According to the commit they move the workqueue to rt priority. So it
really depends if the problem was
even present before this commit.

> >
> > > Cc: stable@...r.kernel.org
> > > Signed-off-by: Xu Yang <xu.yang_2@....com>
> > > ---
> > >  drivers/usb/typec/tcpm/tcpm.c | 2 +-
> > >  1 file changed, 1 insertion(+), 1 deletion(-)
> > >
> > > diff --git a/drivers/usb/typec/tcpm/tcpm.c b/drivers/usb/typec/tcpm/tcpm.c
> > > index 4ca2746ce16b..2196de231b9b 100644
> > > --- a/drivers/usb/typec/tcpm/tcpm.c
> > > +++ b/drivers/usb/typec/tcpm/tcpm.c
> > > @@ -7836,7 +7836,7 @@ struct tcpm_port *tcpm_register_port(struct device *dev, struct tcpc_dev *tcpc)
> > >         mutex_init(&port->lock);
> > >         mutex_init(&port->swap_lock);
> > >
> > > -       port->wq = kthread_run_worker(0, dev_name(dev));
> > > +       port->wq = kthread_run_worker(KTW_FREEZABLE, dev_name(dev));
> >
> > This flags as far I can see has no user in all the linux kernel, so this let me think that this general
> > problem is addressed differently by other drivers
>
> Yes, I do see no user to user this flag. For this issue, if it's caused by other drivers it depends on, do you have
> any better suggestions? Should all dependent drivers be fixed?
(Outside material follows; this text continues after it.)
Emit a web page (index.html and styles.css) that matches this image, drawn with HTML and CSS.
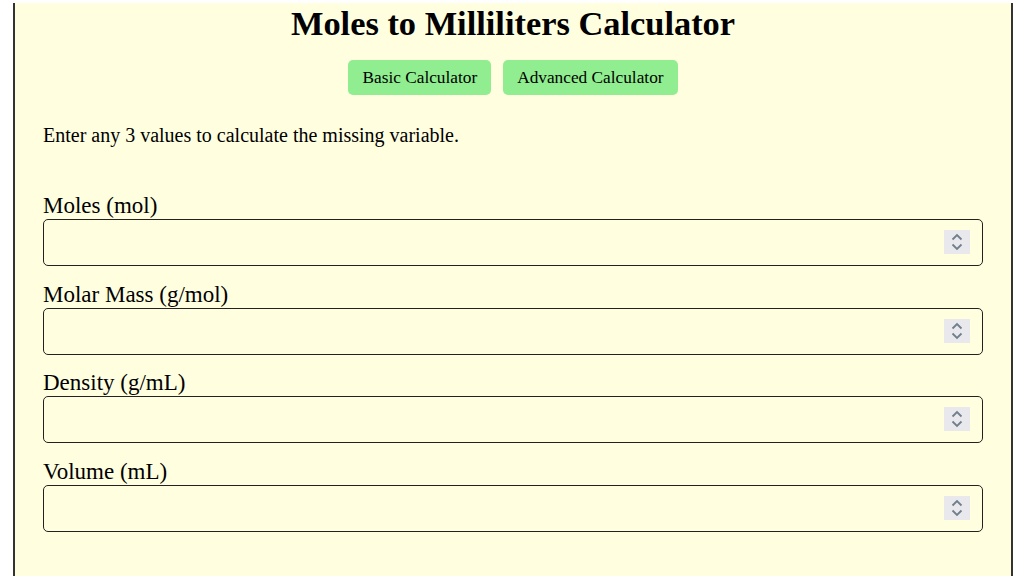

I suppose tcpm should stop further jobs when
> the system is going to suspend. :)
>

No right now, I have no idea, but I think that before was not WQ_FREEZABLE

Michael



> Thanks,
> Xu Yang
>
> >
> > Michael
> >
> >
> > >         if (IS_ERR(port->wq))
> > >                 return ERR_CAST(port->wq);
> > >         sched_set_fifo(port->wq->task);
> > > --
> > > 2.34.1
> > >
> > >